— START OF Raw data —

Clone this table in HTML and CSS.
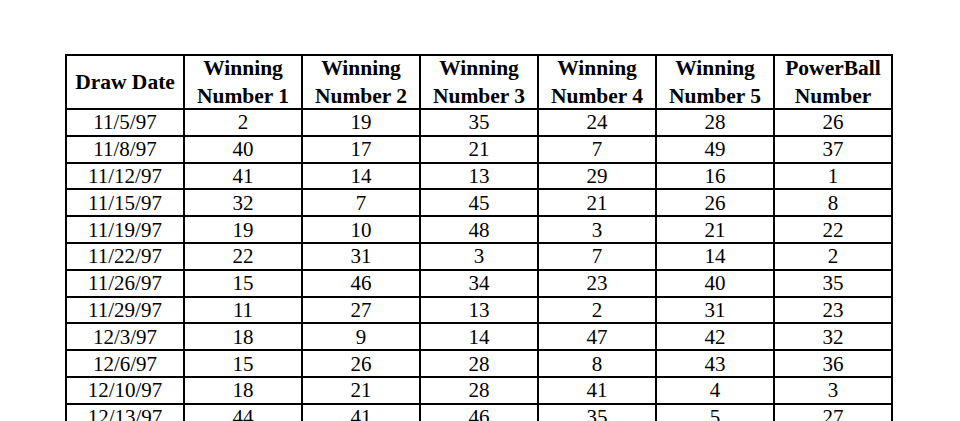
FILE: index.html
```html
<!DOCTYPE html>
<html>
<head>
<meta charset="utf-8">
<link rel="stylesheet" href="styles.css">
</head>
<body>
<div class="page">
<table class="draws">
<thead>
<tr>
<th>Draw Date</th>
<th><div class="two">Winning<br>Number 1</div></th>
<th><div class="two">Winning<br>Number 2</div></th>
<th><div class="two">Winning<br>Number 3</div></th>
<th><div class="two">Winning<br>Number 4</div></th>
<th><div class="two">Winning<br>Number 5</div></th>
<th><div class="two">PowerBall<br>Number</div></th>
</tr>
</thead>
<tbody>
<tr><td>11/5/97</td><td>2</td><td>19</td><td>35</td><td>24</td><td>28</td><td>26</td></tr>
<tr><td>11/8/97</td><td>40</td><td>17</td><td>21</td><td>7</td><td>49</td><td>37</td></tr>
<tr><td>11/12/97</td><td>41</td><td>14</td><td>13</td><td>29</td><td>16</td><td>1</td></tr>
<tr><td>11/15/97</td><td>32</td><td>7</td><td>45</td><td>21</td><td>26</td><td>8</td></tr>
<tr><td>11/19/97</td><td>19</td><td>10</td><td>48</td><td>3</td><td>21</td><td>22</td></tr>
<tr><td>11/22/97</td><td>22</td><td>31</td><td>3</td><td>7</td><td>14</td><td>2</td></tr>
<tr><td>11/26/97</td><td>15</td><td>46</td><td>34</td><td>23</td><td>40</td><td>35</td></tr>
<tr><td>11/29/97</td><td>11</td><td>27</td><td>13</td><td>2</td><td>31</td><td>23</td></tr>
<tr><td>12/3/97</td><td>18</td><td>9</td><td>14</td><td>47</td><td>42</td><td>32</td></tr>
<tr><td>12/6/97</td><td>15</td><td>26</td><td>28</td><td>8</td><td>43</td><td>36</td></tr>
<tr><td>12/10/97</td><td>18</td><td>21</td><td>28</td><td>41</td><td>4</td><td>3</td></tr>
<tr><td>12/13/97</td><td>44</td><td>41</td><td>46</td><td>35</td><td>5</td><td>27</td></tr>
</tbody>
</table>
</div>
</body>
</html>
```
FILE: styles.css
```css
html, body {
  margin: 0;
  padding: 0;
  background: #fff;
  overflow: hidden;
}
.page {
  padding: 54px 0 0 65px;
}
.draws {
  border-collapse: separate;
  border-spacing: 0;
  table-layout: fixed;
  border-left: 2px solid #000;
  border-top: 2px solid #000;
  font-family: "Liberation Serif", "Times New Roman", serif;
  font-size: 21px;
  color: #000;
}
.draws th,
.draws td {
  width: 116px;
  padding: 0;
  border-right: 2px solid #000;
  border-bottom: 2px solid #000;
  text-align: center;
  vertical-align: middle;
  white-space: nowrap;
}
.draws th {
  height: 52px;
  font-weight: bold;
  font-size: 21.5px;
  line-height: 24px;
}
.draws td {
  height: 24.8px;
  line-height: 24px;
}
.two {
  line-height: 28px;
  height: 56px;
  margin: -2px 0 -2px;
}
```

— END OF Raw data —

# Problem to solve
Write out the listing above exactly as it stands, pictures excluded.

# Reply to the exercise
Clone this table in HTML and CSS.
FILE: index.html
```html
<!DOCTYPE html>
<html>
<head>
<meta charset="utf-8">
<link rel="stylesheet" href="styles.css">
</head>
<body>
<div class="page">
<table class="draws">
<thead>
<tr>
<th>Draw Date</th>
<th><div class="two">Winning<br>Number 1</div></th>
<th><div class="two">Winning<br>Number 2</div></th>
<th><div class="two">Winning<br>Number 3</div></th>
<th><div class="two">Winning<br>Number 4</div></th>
<th><div class="two">Winning<br>Number 5</div></th>
<th><div class="two">PowerBall<br>Number</div></th>
</tr>
</thead>
<tbody>
<tr><td>11/5/97</td><td>2</td><td>19</td><td>35</td><td>24</td><td>28</td><td>26</td></tr>
<tr><td>11/8/97</td><td>40</td><td>17</td><td>21</td><td>7</td><td>49</td><td>37</td></tr>
<tr><td>11/12/97</td><td>41</td><td>14</td><td>13</td><td>29</td><td>16</td><td>1</td></tr>
<tr><td>11/15/97</td><td>32</td><td>7</td><td>45</td><td>21</td><td>26</td><td>8</td></tr>
<tr><td>11/19/97</td><td>19</td><td>10</td><td>48</td><td>3</td><td>21</td><td>22</td></tr>
<tr><td>11/22/97</td><td>22</td><td>31</td><td>3</td><td>7</td><td>14</td><td>2</td></tr>
<tr><td>11/26/97</td><td>15</td><td>46</td><td>34</td><td>23</td><td>40</td><td>35</td></tr>
<tr><td>11/29/97</td><td>11</td><td>27</td><td>13</td><td>2</td><td>31</td><td>23</td></tr>
<tr><td>12/3/97</td><td>18</td><td>9</td><td>14</td><td>47</td><td>42</td><td>32</td></tr>
<tr><td>12/6/97</td><td>15</td><td>26</td><td>28</td><td>8</td><td>43</td><td>36</td></tr>
<tr><td>12/10/97</td><td>18</td><td>21</td><td>28</td><td>41</td><td>4</td><td>3</td></tr>
<tr><td>12/13/97</td><td>44</td><td>41</td><td>46</td><td>35</td><td>5</td><td>27</td></tr>
</tbody>
</table>
</div>
</body>
</html>
```
FILE: styles.css
```css
html, body {
  margin: 0;
  padding: 0;
  background: #fff;
  overflow: hidden;
}
.page {
  padding: 54px 0 0 65px;
}
.draws {
  border-collapse: separate;
  border-spacing: 0;
  table-layout: fixed;
  border-left: 2px solid #000;
  border-top: 2px solid #000;
  font-family: "Liberation Serif", "Times New Roman", serif;
  font-size: 21px;
  color: #000;
}
.draws th,
.draws td {
  width: 116px;
  padding: 0;
  border-right: 2px solid #000;
  border-bottom: 2px solid #000;
  text-align: center;
  vertical-align: middle;
  white-space: nowrap;
}
.draws th {
  height: 52px;
  font-weight: bold;
  font-size: 21.5px;
  line-height: 24px;
}
.draws td {
  height: 24.8px;
  line-height: 24px;
}
.two {
  line-height: 28px;
  height: 56px;
  margin: -2px 0 -2px;
}
```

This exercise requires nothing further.